GPT Editors, Not Authors: The Stylistic Footprint of LLMs in Academic Preprints
Soren DeHaan, Yuanze Liu, Johan Bollen, Sa'ul A. Blanco
TL;DR
The paper investigates whether LLMs appear in academic preprints and, if so, whether they are used for editing/translation or full generation. It introduces a hybrid method combining a naive Bayesian classifier over word frequencies using log-odds $LogOdds(W)$ scores and Pruned Exact Linear Time (PELT) changepoint detection to quantify stylistic segmentation along a manuscript.

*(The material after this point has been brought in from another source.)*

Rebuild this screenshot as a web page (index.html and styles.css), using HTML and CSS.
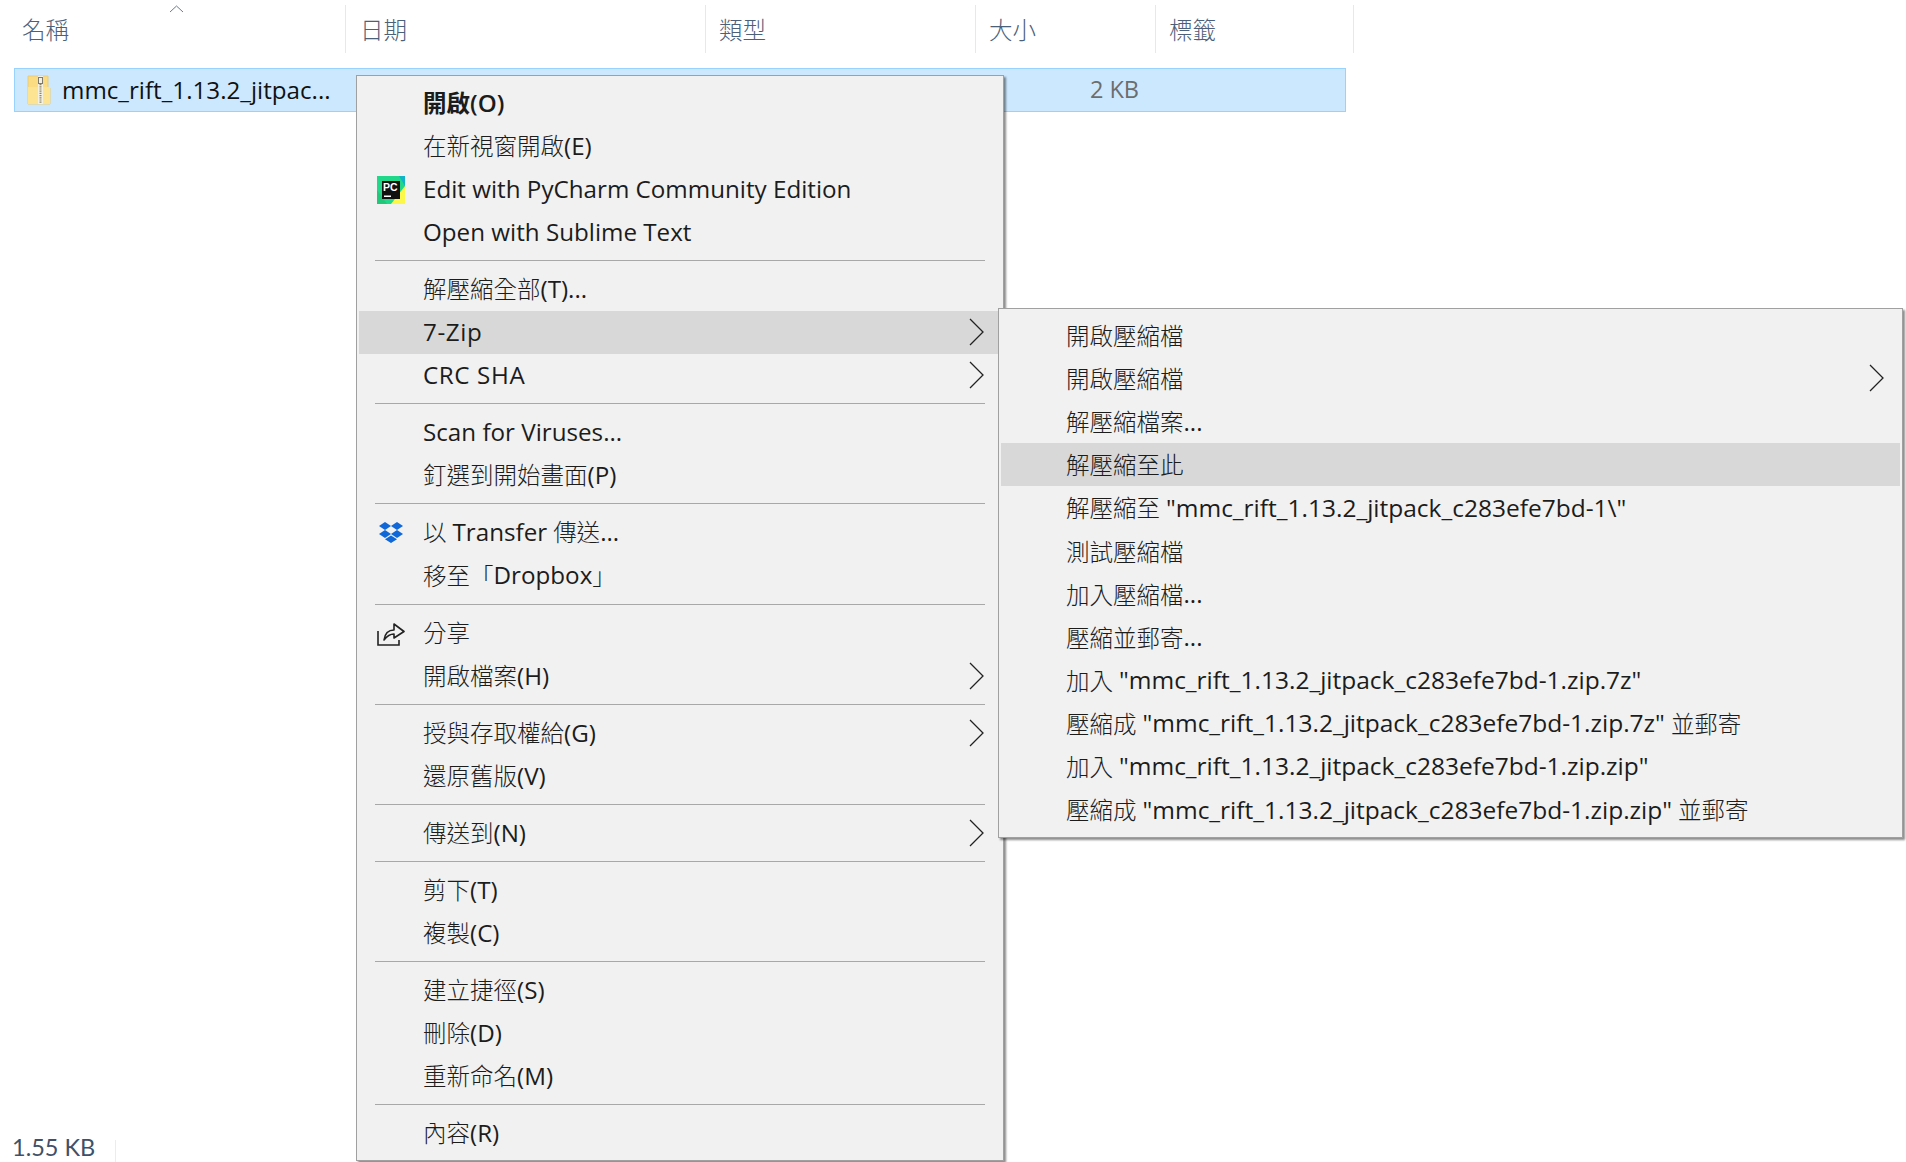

Applying the approach to arXiv data and GPT-3.5 Turbo regenerated text, the study finds that LLM usage is largely uniform and predominantly editing, with partial generation being uncommon; normalization by length removes the apparent link between LLM signals and segmentation. The findings have policy implications, supporting responsible disclosure and the use of LLMs as editing tools in scientific writing while maintaining vigilance against misuse.
Abstract
The proliferation of Large Language Models (LLMs) in late 2022 has impacted academic writing, threatening credibility, and causing institutional uncertainty. We seek to determine the degree to which LLMs are used to generate critical text as opposed to being used for editing, such as checking for grammar errors or inappropriate phrasing. In our study, we analyze arXiv papers for stylistic segmentation, which we measure by varying a PELT threshold against a Bayesian classifier trained on GPT-regenerated text. We find that LLM-attributed language is not predictive of stylistic segmentation, suggesting that when authors use LLMs, they do so uniformly, reducing the risk of hallucinations being introduced into academic preprints.